What am I looking for? Quite simply, in a trending market I want the silky smooth leaders. I am not looking for laggards to snap back from oversold conditions. Sure, the Ragin’ Cajun and I are always looking for ascending triangles, bull flags, BTFO setups etc.. However, what I want above all else are stocks “flying the friendly skies.”

What I mean by that is I want to be in those stocks which are operating above all of their major moving averages on their daily charts. Moreover, they should have no big menacing selling volume. I would also like to see all of the major moving averages lined up in temporal order (20 above the 50, 50 above the 100, etc.) with all of them sloping up as well. The analogy is to an airplane flying above the clouds at 30,000 feet, with only occasional light turbulence as the plane swoops down and touches the 20 or 50 day moving average “clouds.”

If the broad market makes another higher low in the coming days, below are the charts of my “elites,” that I am eyeing for long swing trades. I am not going to give my usual annotations, so as to keep things very simple.

You are looking for three prongs to be satisfied:

  1. Price is above all of the major moving averages;
  2. The volume pattern is bullish–look at the size and quantity of green versus red volume bars;
  3. The moving averages are inclining and not too entangled with each other.
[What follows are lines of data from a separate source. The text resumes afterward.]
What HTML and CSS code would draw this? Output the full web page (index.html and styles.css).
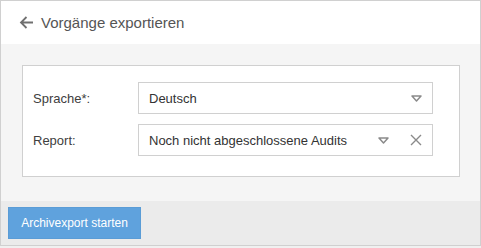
FILE: index.html
```html
<!DOCTYPE html>
<html lang="de">
<head>
<meta charset="utf-8">
<title>Vorgänge exportieren</title>
<link rel="stylesheet" href="styles.css">
</head>
<body>
<div class="window">
  <div class="header">
    <svg class="back" width="15" height="13" viewBox="0 0 15 13"><path d="M14 6.5H2M7.5 1L2 6.5L7.5 12" fill="none" stroke="#707070" stroke-width="1.8"/></svg>
    <span class="title">Vorgänge exportieren</span>
  </div>
  <div class="content">
    <div class="card">
      <div class="row">
        <label class="label">Sprache*:</label>
        <div class="select">
          <span class="value">Deutsch</span>
          <svg class="tri" width="11" height="7" viewBox="0 0 11 7"><path d="M1 1H10L5.5 6Z" fill="none" stroke="#8a8a8a" stroke-width="1.5" stroke-linejoin="round"/></svg>
        </div>
      </div>
      <div class="row">
        <label class="label">Report:</label>
        <div class="select">
          <span class="value">Noch nicht abgeschlossene Audits</span>
          <svg class="tri" width="11" height="7" viewBox="0 0 11 7"><path d="M1 1H10L5.5 6Z" fill="none" stroke="#8a8a8a" stroke-width="1.5" stroke-linejoin="round"/></svg>
          <svg class="clear" width="12" height="12" viewBox="0 0 12 12"><path d="M1 1L11 11M11 1L1 11" stroke="#8a8a8a" stroke-width="1.4"/></svg>
        </div>
      </div>
    </div>
  </div>
  <div class="footer">
    <button class="btn">Archivexport starten</button>
  </div>
</div>
</body>
</html>
```

FILE: styles.css
```css
html, body {
  margin: 0;
  padding: 0;
  background: #f0f0f0;
}
body {
  font-family: "Liberation Sans", Arial, sans-serif;
}
.window {
  width: 481px;
  height: 246px;
  box-sizing: border-box;
  border: 1px solid #d0d0d0;
  display: flex;
  flex-direction: column;
  background: #f5f5f5;
}
.header {
  height: 43px;
  background: #fff;
  display: flex;
  align-items: center;
  padding-left: 18px;
  flex: none;
}
.back {
  display: block;
  margin-right: 7px;
  margin-top: -1px;
}
.title {
  font-size: 15px;
  color: #555;
}
.content {
  flex: 1;
  padding: 21px 20px 24px 21px;
  background: #f5f5f5;
}
.card {
  background: #fff;
  border: 1px solid #d0d0d0;
  padding: 16px 26px 20px 10px;
  display: flex;
  flex-direction: column;
  gap: 10px;
}
.row {
  display: flex;
  align-items: center;
}
.label {
  width: 105px;
  font-size: 13px;
  color: #404040;
}
.select {
  flex: 1;
  height: 32px;
  box-sizing: border-box;
  border: 1px solid #d0d0d0;
  display: flex;
  align-items: center;
  padding: 0 10px 0 10px;
}
.value {
  flex: 1;
  font-size: 13px;
  color: #333;
}
.tri {
  display: block;
}
.clear {
  display: block;
  margin-left: 21px;
}
.footer {
  height: 44px;
  flex: none;
  background: #ebebeb;
  padding: 6px 7px;
  box-sizing: border-box;
}
.btn {
  display: block;
  width: 133px;
  height: 32px;
  border: 1px solid #5a9cd6;
  background: #5fa2dd;
  color: #fff;
  font-family: "Liberation Sans", Arial, sans-serif;
  font-size: 12px;
  padding: 0;
}
```
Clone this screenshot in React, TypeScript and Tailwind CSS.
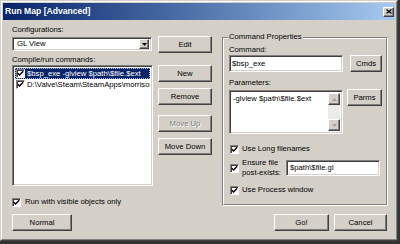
import React from 'react';

const raised =
  'border border-t-white border-l-white border-r-[#404040] border-b-[#404040] shadow-[inset_-1px_-1px_#808080] bg-[#d4d0c8]';
const sunken =
  'border border-t-[#808080] border-l-[#808080] border-r-white border-b-white shadow-[inset_1px_1px_#404040,inset_-1px_-1px_#d4d0c8] bg-white';

const Btn = ({ label, w, disabled }: { label: string; w: string; disabled?: boolean }) => (
  <div
    className={`${raised} ${w} h-[17px] shrink-0 flex items-center justify-center text-[7.7px] leading-none ${
      disabled ? 'text-[#808080] [text-shadow:1px_1px_0_#fff]' : 'text-black'
    }`}
  >
    {label}
  </div>
);

const Check = () => (
  <span className="w-[9px] h-[9px] shrink-0 bg-white border border-t-[#808080] border-l-[#808080] border-r-white border-b-white shadow-[inset_1px_1px_#404040] flex items-center justify-center">
    <svg width="7" height="7" viewBox="0 0 7 7">
      <path d="M0.8 3.2 L2.6 5 L6.2 1.2" stroke="#000" strokeWidth="1.4" fill="none" />
    </svg>
  </span>
);

const Arrow = ({ up, color }: { up?: boolean; color: string }) => (
  <svg width="5" height="3" viewBox="0 0 5 3">
    <path d={up ? 'M0 3 L2.5 0 L5 3 Z' : 'M0 0 L5 0 L2.5 3 Z'} fill={color} />
  </svg>
);

const Label = ({ children, className = '' }: { children: React.ReactNode; className?: string }) => (
  <div className={`h-[10px] leading-[10px] text-[7.7px] text-black whitespace-nowrap ${className}`}>{children}</div>
);

export default function App() {
  return (
    <div className="w-[400px] h-[244px] bg-[#333333] overflow-hidden font-[family-name:'Liberation_Sans',Arial,sans-serif]">
      <div className="w-[398px] h-[241px] flex border border-t-[#d4d0c8] border-l-[#d4d0c8] border-r-[#404040] border-b-[#404040] bg-[#d4d0c8]">
        <div className="flex-1 flex flex-col p-px border border-t-white border-l-white border-r-[#808080] border-b-[#808080]">
          {/* title bar */}
          <div className="h-[17px] shrink-0 flex items-center pl-[2px] pr-px bg-linear-to-r from-[#0a246a] to-[#a6caf0]">
            <span className="text-white font-bold text-[8.6px] leading-none">Run Map [Advanced]</span>
            <div className={`${raised} ml-auto w-[11px] h-[10px] flex items-center justify-center`}>
              <svg width="6" height="5" viewBox="0 0 6 5">
                <path d="M0.5 0.5 L5.5 4.5 M5.5 0.5 L0.5 4.5" stroke="#000" strokeWidth="1.3" />
              </svg>
            </div>
          </div>

          <div className="flex pl-[9px]">
            {/* left column */}
            <div className="w-[200px] flex flex-col">
              <Label className="mt-[5px]">Configurations:</Label>
              <div className="mt-px flex items-start">
                <div className={`${sunken} mt-px w-[140px] h-[14px] flex items-center p-[2px]`}>
                  <span className="flex-1 pl-[2px] text-[7.7px] leading-none">GL View</span>
                  <div className={`${raised} w-[10px] h-[10px] flex items-center justify-center`}>
                    <Arrow color="#000" />
                  </div>
                </div>
                <div className="ml-[6px]">
                  <Btn label="Edit" w="w-[54px]" />
                </div>
              </div>
              <Label className="mt-[2px]">Compile/run commands:</Label>
              <div className="flex items-start">
                <div className={`${sunken} w-[141px] h-[121px] p-[2px] flex flex-col overflow-hidden`}>
                  <div className="h-[11px] flex items-center bg-[#0a246a] outline outline-dotted outline-[#a6b8e0] -outline-offset-1">
                    <span className="ml-px">
                      <Check />
                    </span>
                    <span className="ml-[2px] text-white text-[7.7px] leading-none whitespace-nowrap">
                      $bsp_exe -glview $path\$file.$ext
                    </span>
                  </div>
                  <div className="h-[11px] flex items-center overflow-hidden">
                    <span className="ml-px">
                      <Check />
                    </span>
                    <span className="ml-[2px] text-black text-[7.7px] leading-none whitespace-nowrap">
                      D:\Valve\Steam\SteamApps\morrisor
                    </span>
                  </div>
                </div>
                <div className="ml-[5px] flex flex-col">
                  <Btn label="New" w="w-[54px]" />
                  <div className="mt-[6px]">
                    <Btn label="Remove" w="w-[54px]" />
                  </div>
                  <div className="mt-[10px]">
                    <Btn label="Move Up" w="w-[54px]" disabled />
                  </div>
                  <div className="mt-[6px]">
                    <Btn label="Move Down" w="w-[54px]" />
                  </div>
                </div>
              </div>
              <div className="mt-[11px] h-[10px] flex items-center gap-[4px]">
                <Check />
                <span className="text-[7.7px] leading-none">Run with visible objects only</span>
              </div>
              <div className="mt-[7px]">
                <Btn label="Normal" w="w-[60px]" />
              </div>
            </div>

            {/* right column */}
            <div className="ml-[10px] w-[166px] flex flex-col">
              <div className="relative mt-[17px] h-[169px] border border-t-[#808080] border-l-[#808080] border-r-white border-b-white">
                <span className="absolute -top-[6px] left-[5px] px-px bg-[#d4d0c8] text-[7.7px] leading-[10px]">
                  Command Properties
                </span>
                <div className="h-full flex flex-col pl-[5px] border border-t-white border-l-white border-r-[#808080] border-b-[#808080]">
                  <Label className="mt-[6px]">Command:</Label>
                  <div className="flex items-start">
                    <div className={`${sunken} w-[114px] h-[17px] flex items-center pl-[2px]`}>
                      <span className="text-[7.7px] leading-none">$bsp_exe</span>
                    </div>
                    <div className="ml-[7px]">
                      <Btn label="Cmds" w="w-[32px]" />
                    </div>
                  </div>
                  <Label className="mt-[6px]">Parameters:</Label>
                  <div className="mt-px flex items-start">
                    <div className={`${sunken} mt-px w-[114px] h-[44px] flex p-[2px]`}>
                      <span className="flex-1 pt-[2px] pl-px text-[7.7px] leading-none whitespace-nowrap">
                        -glview $path\$file.$ext
                      </span>
                      <div className="w-[12px] flex flex-col bg-[#ecebe8]">
                        <div className={`${raised} h-[12px] flex items-center justify-center`}>
                          <Arrow up color="#a0a0a0" />
                        </div>
                        <div className="flex-1" />
                        <div className={`${raised} h-[12px] flex items-center justify-center`}>
                          <Arrow color="#a0a0a0" />
                        </div>
                      </div>
                    </div>
                    <div className="ml-[4px]">
                      <Btn label="Parms" w="w-[35px]" />
                    </div>
                  </div>
                  <div className="mt-[10px] h-[10px] flex items-center gap-[3px] pl-px">
                    <Check />
                    <span className="text-[7.7px] leading-none">Use Long filenames</span>
                  </div>
                  <div className="mt-[4px] h-[20px] flex items-center pl-px">
                    <Check />
                    <div className="ml-[3px] w-[44px] text-[7.7px] leading-[10px]">
                      <div>Ensure file</div>
                      <div>post-exists:</div>
                    </div>
                    <div className={`${sunken} w-[94px] h-[16px] flex items-center pl-[3px]`}>
                      <span className="text-[7.7px] leading-none">$path\$file.gl</span>
                    </div>
                  </div>
                  <div className="mt-[7px] h-[10px] flex items-center gap-[3px] pl-px">
                    <Check />
                    <span className="text-[7.7px] leading-none">Use Process window</span>
                  </div>
                </div>
              </div>
              <div className="mt-[8px] flex justify-end gap-[5px] pr-px">
                <Btn label="Go!" w="w-[55px]" />
                <Btn label="Cancel" w="w-[53px]" />
              </div>
            </div>
          </div>
        </div>
      </div>
    </div>
  );
}
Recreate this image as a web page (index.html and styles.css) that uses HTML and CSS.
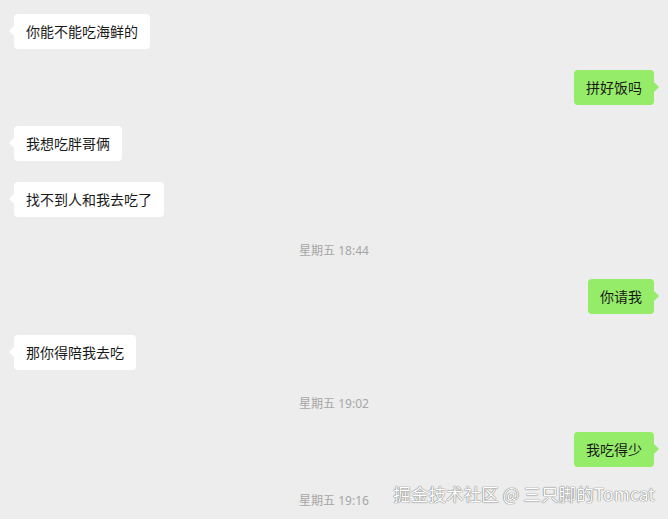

Once that three pronged test is satisfied, you will look for an entry as the stock comes in to touch the benign clouds (the 20 day moving average, or thereabout), so long as the selling volume is not heavy. You do not want to chase these stocks after they have moved higher four or five days in a row. Take a step back and think about this strategy. What you are doing is waiting to find yourself in a trending market higher, and then you are buying the leading stocks on light pullbacks.